Kinky Boots came out of nowhere to be the smash hit of the 2013 Broadway season. When it debuted in March of 2013, it was not well liked by critics and it struggled at the box office especially against its rival, Matilda the Musical. Undeterred, the musical kept plugging away and a month later it had surpassed Matilda. Not long after that, Kinky Boots was nominated for 13 Tony Awards. It won six of them, including Best Musical. The following day, fans snatched up $1.25 million in Kinky Boots tickets. The show became so popular that a special lottery system was created to prevent fans from camping outside of the Al Hirschfeld Theatre.
Based on the 2005 film of the same name, Kinky Boots is about the relationship between Charlie, a prim and proper shoe factory owner, and Lola, an outrageous and vivacious drag queen. With Lola’s help, Charlie saves his factory by producing shoes for drag queens and kings.
Kinky Boots’ music and lyrics were written by Cyndi Lauper. Her first attempt at writing a musical earned her a Tony Award for Best Score. By winning, Lauper became the first woman to ever snatch up that award all by herself. The book was written by the incomparable Harvey Fierstein.
If you want a great old fashion musical with memorable melodies and rousing dance numbers, then you need to see Newsies. Nominated for eight Tony Awards, Disney’s energetic musical landed on Broadway in 2012 at the Nederlander Theatre. The show is set to close Aug. 24, 2014 after more than 1,000 performances.
The North American tour kicks off Oct. 11 in Schenectady, New York. The trek is scheduled to last 43 weeks and will visit 25 cities including Philadelphia, Chicago, Atlanta, Las Vegas, and Los Angeles.
Newsies probably sounds familiar. It’s based on the 1992 film of the same name and it’s about the Newsboys Strike of 1899 that occurred in New York City. Two historical figures are characters in the musical, Joseph Pulitzer and Theodore Roosevelt.
Alan Menken wrote the music while Jack Feldman penned the lyrics.

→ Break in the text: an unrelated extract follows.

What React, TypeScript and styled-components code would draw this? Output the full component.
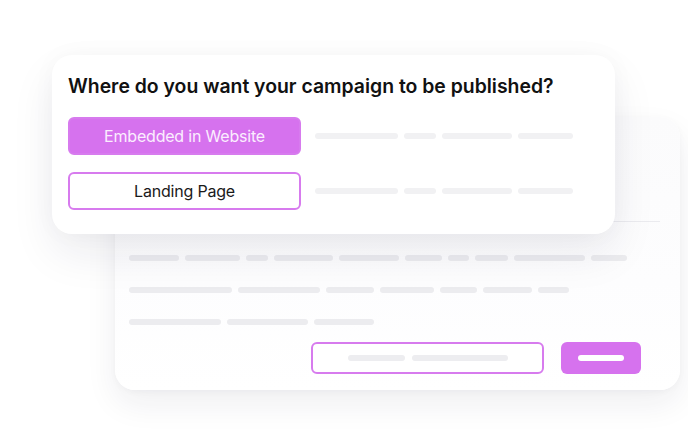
import React from "react";
import styled, { createGlobalStyle } from "styled-components";

const GlobalStyle = createGlobalStyle`
  html, body {
    margin: 0;
    padding: 0;
    background: #ffffff;
  }
  body {
    font-family: Inter, "Noto Sans", sans-serif;
    color: #111111;
  }
`;

const Scene = styled.div`
  position: relative;
  width: 688px;
  height: 444px;
  overflow: hidden;
  background: #ffffff;
`;

const BackCard = styled.div`
  margin: 117px 0 0 115px;
  width: 565px;
  height: 273px;
  box-sizing: border-box;
  border-radius: 20px;
  background: linear-gradient(180deg, #fbfbfc 0%, #fdfdfe 60%, #ffffff 100%);
  box-shadow: 0 14px 32px rgba(30, 30, 60, 0.07), 0 2px 6px rgba(30, 30, 60, 0.03);
  display: flex;
  flex-direction: column;
  padding: 0 0 0 14px;
`;

const Divider = styled.div`
  margin-top: 104px;
  width: 531px;
  height: 1px;
  background: #ebebef;
`;

const Lines = styled.div`
  display: flex;
  flex-direction: column;
  gap: 26px;
  margin-top: 33px;
`;

const BarRow = styled.div`
  display: flex;
  gap: 6px;
`;

const Bar = styled.div<{ $w: number; $tone?: string }>`
  width: ${(p) => p.$w}px;
  height: 6px;
  border-radius: 3px;
  background: ${(p) => p.$tone ?? "#ececef"};
`;

const Actions = styled.div`
  display: flex;
  justify-content: flex-end;
  gap: 17px;
  margin-top: 17px;
  padding-right: 39px;
`;

const GhostAction = styled.div`
  width: 233px;
  height: 32px;
  box-sizing: border-box;
  border: 2px solid #d77bee;
  border-radius: 6px;
  background: #ffffff;
  display: flex;
  align-items: center;
  justify-content: center;
  gap: 7px;
`;

const SolidAction = styled.div`
  width: 80px;
  height: 32px;
  border-radius: 6px;
  background: #d672ee;
  display: flex;
  align-items: center;
  justify-content: center;
`;

const FrontCard = styled.div`
  position: absolute;
  left: 52px;
  top: 55px;
  width: 563px;
  height: 179px;
  box-sizing: border-box;
  padding: 18px 16px 0;
  border-radius: 20px;
  background: #ffffff;
  box-shadow: 0 20px 44px rgba(30, 30, 60, 0.08), 0 0 24px rgba(30, 30, 60, 0.03);
`;

const Title = styled.h2`
  margin: 0;
  font-family: Inter, "Noto Sans", sans-serif;
  font-size: 19.4px;
  font-weight: 600;
  line-height: 26px;
  letter-spacing: 0;
  color: #111111;
`;

const Options = styled.div`
  display: flex;
  flex-direction: column;
  gap: 17px;
  margin-top: 18px;
`;

const OptionRow = styled.div`
  display: flex;
  align-items: center;
  gap: 14px;
`;

const OptionButton = styled.div<{ $active?: boolean }>`
  width: 233px;
  height: 38px;
  box-sizing: border-box;
  border-radius: 6px;
  border: 2px solid #d77bee;
  background: ${(p) => (p.$active ? "#d672ee" : "#ffffff")};
  color: ${(p) => (p.$active ? "#fbeefe" : "#1a1a1a")};
  font-family: Inter, "Noto Sans", sans-serif;
  font-size: 16px;
  font-weight: 400;
  letter-spacing: -0.2px;
  display: flex;
  align-items: center;
  justify-content: center;
`;

const backRows = [
  [50, 55, 22, 59, 60, 37, 21, 33, 71, 36],
  [103, 82, 48, 54, 37, 49, 31],
  [92, 81, 60],
];

const optionBars = [83, 32, 70, 55];

export default function App() {
  return (
    <Scene>
      <GlobalStyle />
      <BackCard>
        <Divider />
        <Lines>
          {backRows.map((row, i) => (
            <BarRow key={i}>
              {row.map((w, j) => (
                <Bar key={j} $w={w} />
              ))}
            </BarRow>
          ))}
        </Lines>
        <Actions>
          <GhostAction>
            <Bar $w={57} $tone="#ededf0" />
            <Bar $w={96} $tone="#ededf0" />
          </GhostAction>
          <SolidAction>
            <Bar $w={46} $tone="#ffffff" />
          </SolidAction>
        </Actions>
      </BackCard>

      <FrontCard>
        <Title>Where do you want your campaign to be published?</Title>
        <Options>
          <OptionRow>
            <OptionButton $active>Embedded in Website</OptionButton>
            <BarRow>
              {optionBars.map((w, j) => (
                <Bar key={j} $w={w} $tone="#f1f1f3" />
              ))}
            </BarRow>
          </OptionRow>
          <OptionRow>
            <OptionButton>Landing Page</OptionButton>
            <BarRow>
              {optionBars.map((w, j) => (
                <Bar key={j} $w={w} $tone="#f1f1f3" />
              ))}
            </BarRow>
          </OptionRow>
        </Options>
      </FrontCard>
    </Scene>
  );
}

The duo won the 2012 Tony Award for Best Original Score. Newsies is also the second musical on our list with a book written by the great Harvey Fierstein. One of the best things about Newsies is the dance numbers. The extravagant routines are choreographed by Christopher Gattelli.
Once is the third musical on our list based on a movie and the third that won the Tony Award for Best Musical. The show made its Broadway debut in February of 2012 at the Bernard B. Jacobs Theatre. The stage adaptation contains many of the songs from the movie, including “Falling Slowly,” that were written by Glen Hansard and Markéta Irglová. The book was the product of Enda Walsh.
The original Broadway cast starred Cristin Milioti. You may remember her as “the mother” from the CBS sitcom “How I Met Your Mother.” She originated the role of “Girl.” The male lead is called “Guy.” When actors are done with their scenes they sit on chairs situated on the outskirts of the stage. They also play instruments and serve as the musical’s orchestra.
The touring production of Once is currently in Los Angeles at the Pantages Theatre. In the near future you can catch the show in San Diego (Aug. 12 to Aug. 17), Costa Mesa (Aug. 19 to Aug. 31), Baltimore (Sept. 9 to Sept. 14), and Nashville (Sept. 16 to Sept. 21).
The U.S. national tour of Pippin begins Sept. 6 in Denver. After that, the show relocates to San Francisco and the Golden Gate Theatre. Then, from Oct. 21 to Nov. 9, Pippin will be in Los Angeles. Other cities on the itinerary include Las Vegas, St. Louis, and Washington D.C. In 2015, look for Pippin in Atlanta, at the Fox Theatre, from May 5 through May 10.
Pippin is the only revival on our list. It premiered on the Great White Way back in the early 1970s. Most people know the work through a watered-down, amateur version. The Broadway version, if done in the vision of its original director, legend Bob Fosse, is actually one of the deepest, surrealist, and most unsettling shows to ever hit the boards. The revival, which adheres to Fosse’s concept, is directed by the incredible Diane Paulus who won a Tony Award for her efforts.
Pippin tells the story of its titular character, the son of Charlemagne, and his search for purpose and meaning in life. Although Pippin and Charlemagne are representatives of their famous namesakes from the Middle Ages, the plot adheres little to historic events. The musical was originally conceived by its composer Stephen Schwartz as a student project. If you recall, Schwartz went on to concoct the music and lyrics for Wicked.
As you might imagine from a musical originally directed by Bob Fosse, the dancing in Pippin is done in his iconic style. The show also features the amazing acrobatics of Les 7 Doigts De La Main. The touring production will star Sasha Allen as the “Leading Player” and the brilliant John Rubinstein as Charles. Rubinstein originated the role of Pippin when the production premiered at the Imperial Theater on Oct. 23, 1972. Also in the original cast were Ben Vereen, Jill Clayburgh, and Irene Ryan.